Europe’s restaurant scene craves this. Fragmented supply chains plague the continent. Small kitchens juggle dozens of vendors. Manual processes eat hours. Waste mounts—food spoils in transit, wrong orders pile up. Saltz claims over 100 verified suppliers across 20 countries already. Chefs get transparent pricing. Real-time stock. Bulk buys without bulk bureaucracy. And the AI? It learns. Optimizes over time.
But zoom out. Agentic AI hits food procurement hard now. Oliver Wyman notes it shifts procurement from step-managing to execution. Agents take goals like ‘buy compliantly,’ break them down, execute across systems, check rules, escalate issues. In food, that means monitoring supplier risks, lead times, costs—all autonomous. Food Chain Magazine echoes: agents handle demand planning, supply scheduling, procurement in supply chains. No wonder foodservice firms eye AI for margins, per analysts at Wells Fargo via MSN.

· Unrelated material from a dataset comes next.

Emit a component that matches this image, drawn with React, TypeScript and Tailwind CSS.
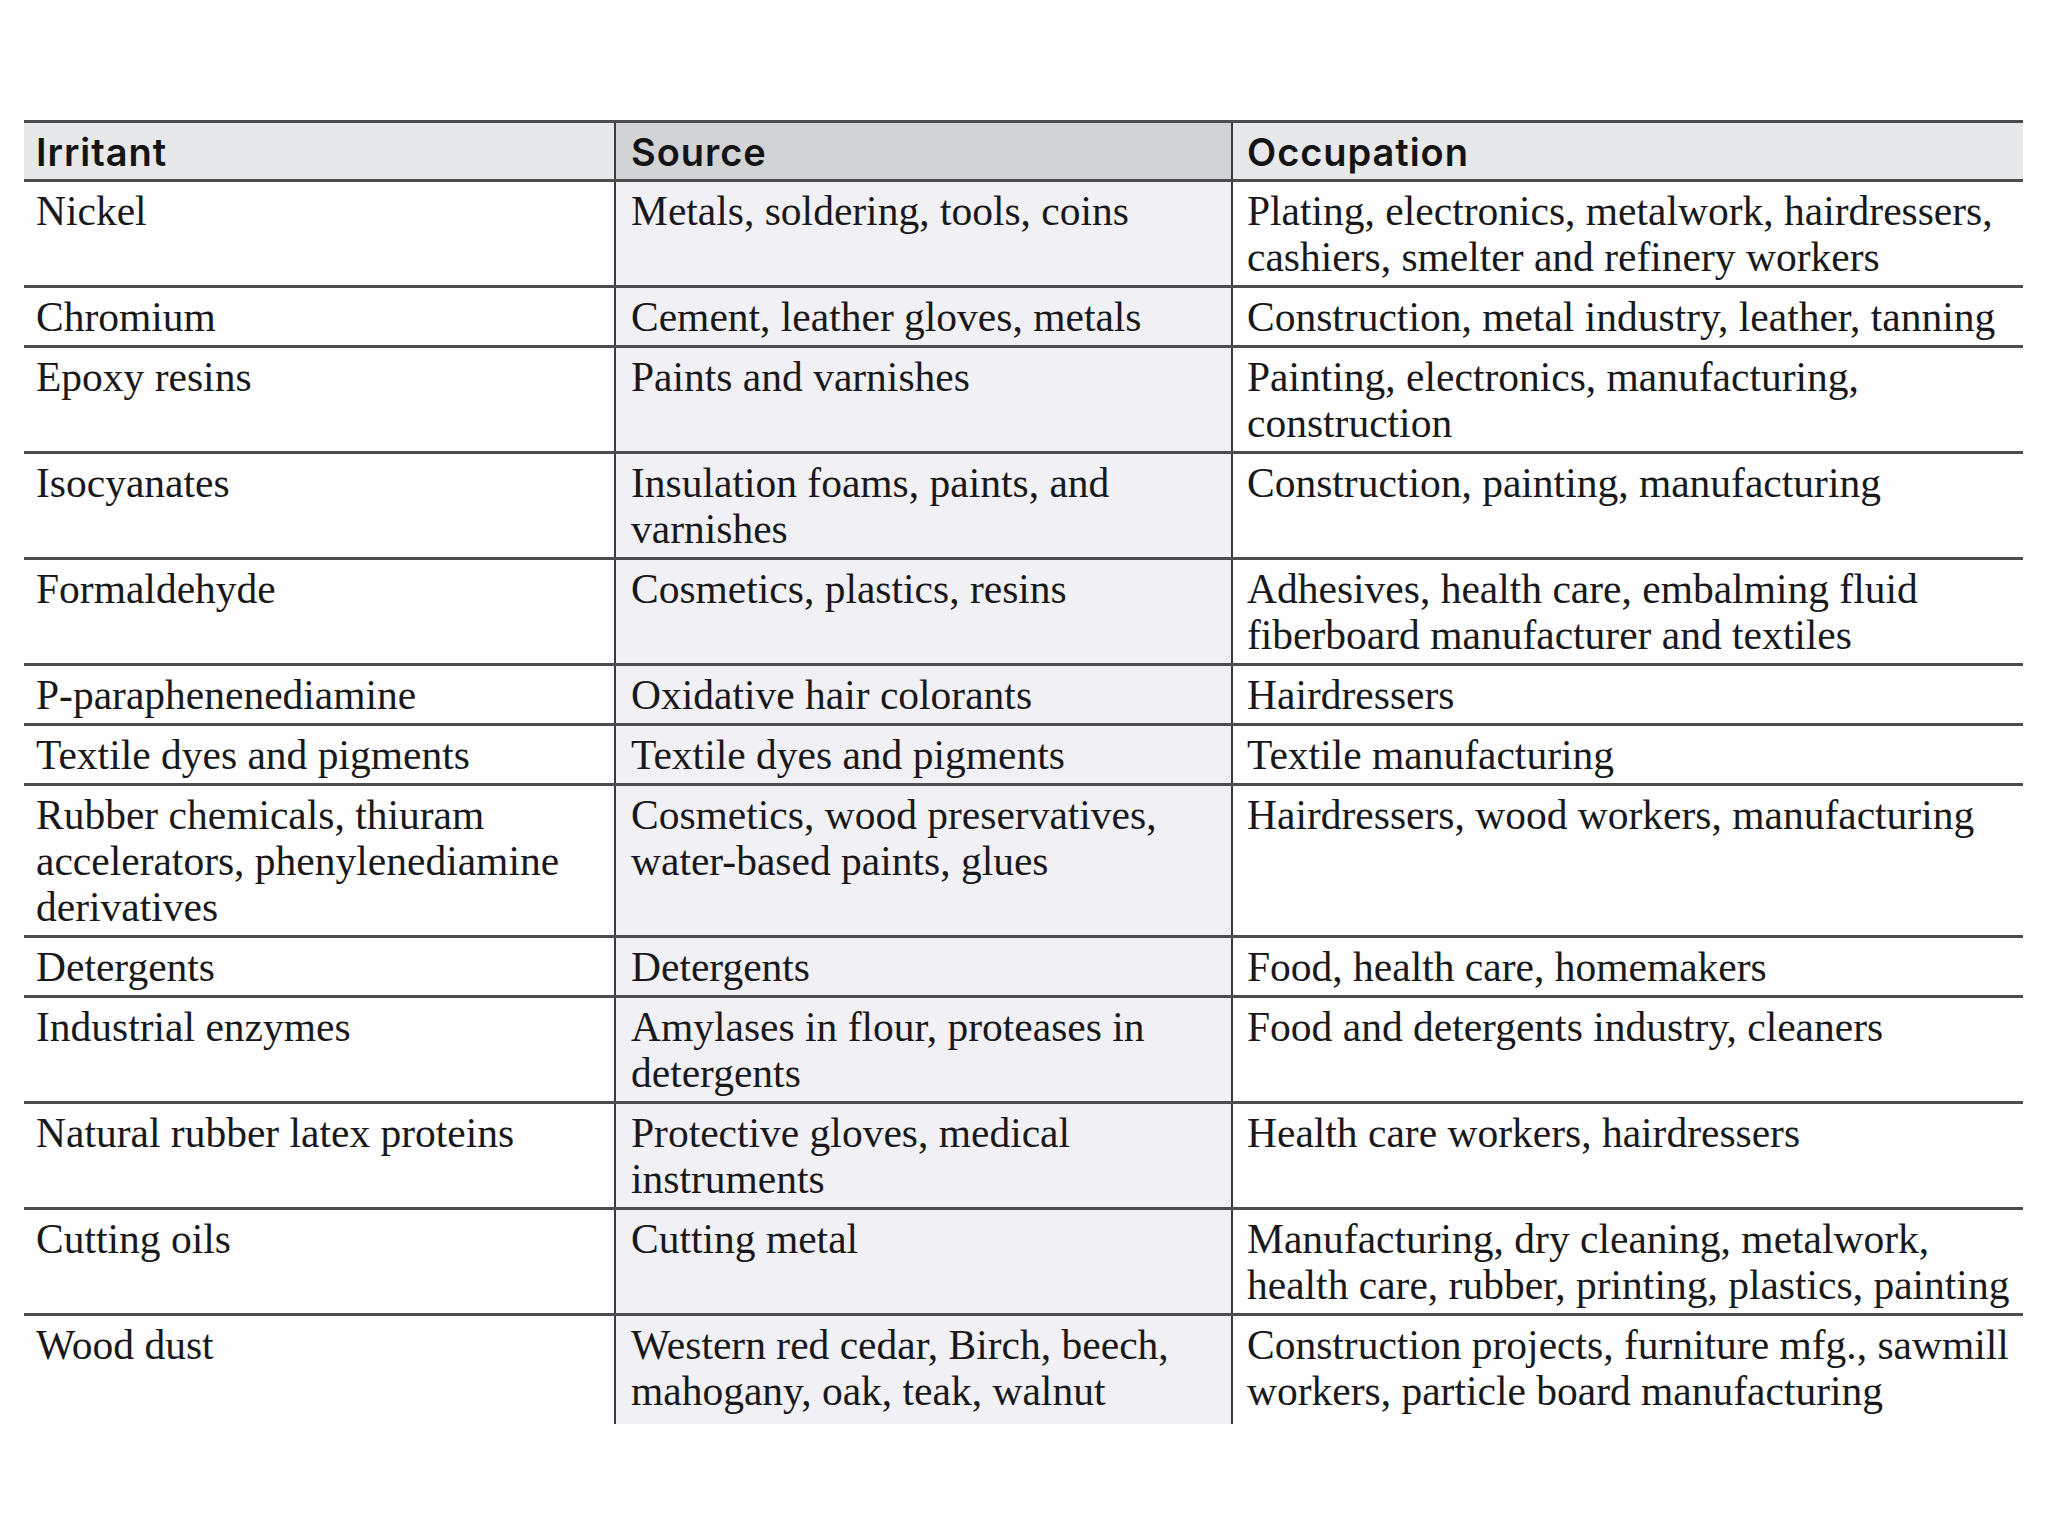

Saltz builds on its marketplace base. Started as a digital connector—no AI fanfare then. Recent upgrades layer in agents. Business Insider’s April 30 piece marks the pivot. Timing perfect. Restaurants rebound post-pandemic. Labor tight. Margins razor-thin—food costs 30% of revenue for many. AI agents promise relief. Choco, a rival in food ordering, deploys voice agents with OpenAI for 24/7 distributor calls, as detailed on their site. But Saltz goes supplier-direct.
Challenges loom. Data silos persist. Suppliers slow to digitize. Regulations vary—EU food safety rules tighten borders. Saltz counters with verified networks. Still, scaling agentic tech demands trust. Chefs like Pfeufer vouch early. ‘Speed up food procurement and reduce phone calls,’ he says. Boom. Proof.
Competition stirs. Startups like Culinex in Singapore swap WhatsApp for AI supply chains—14,000 restaurants there still manual, per X posts. Polsia’s Pantero automates sourcing, pricing, orders. Broader plays: Zycus, Ivalua push agentic procurement platforms. Food Logistics touts agents redefining grocery chains—real-time store tasks, execution unity. SAP predicts 2026 supply chains embed AI agents as ‘team members,’ collaborating on workflows.
Saltz co-founders stay grounded. Tomas Šlimas on LinkedIn: ‘Never stop building.’ From Oberlo’s global scale to food’s local grit. They see untapped scale. Europe first. Global next? €20 million buys runway. Hiring spree. Tech bets on agents.
Back in Berlin. Pfeufer plates the night’s special. Sourced via AI. Fresher. Cheaper. Faster. Restaurants everywhere watch. Agentic AI isn’t hype. It’s plates hitting tables. Supply chains bending to code.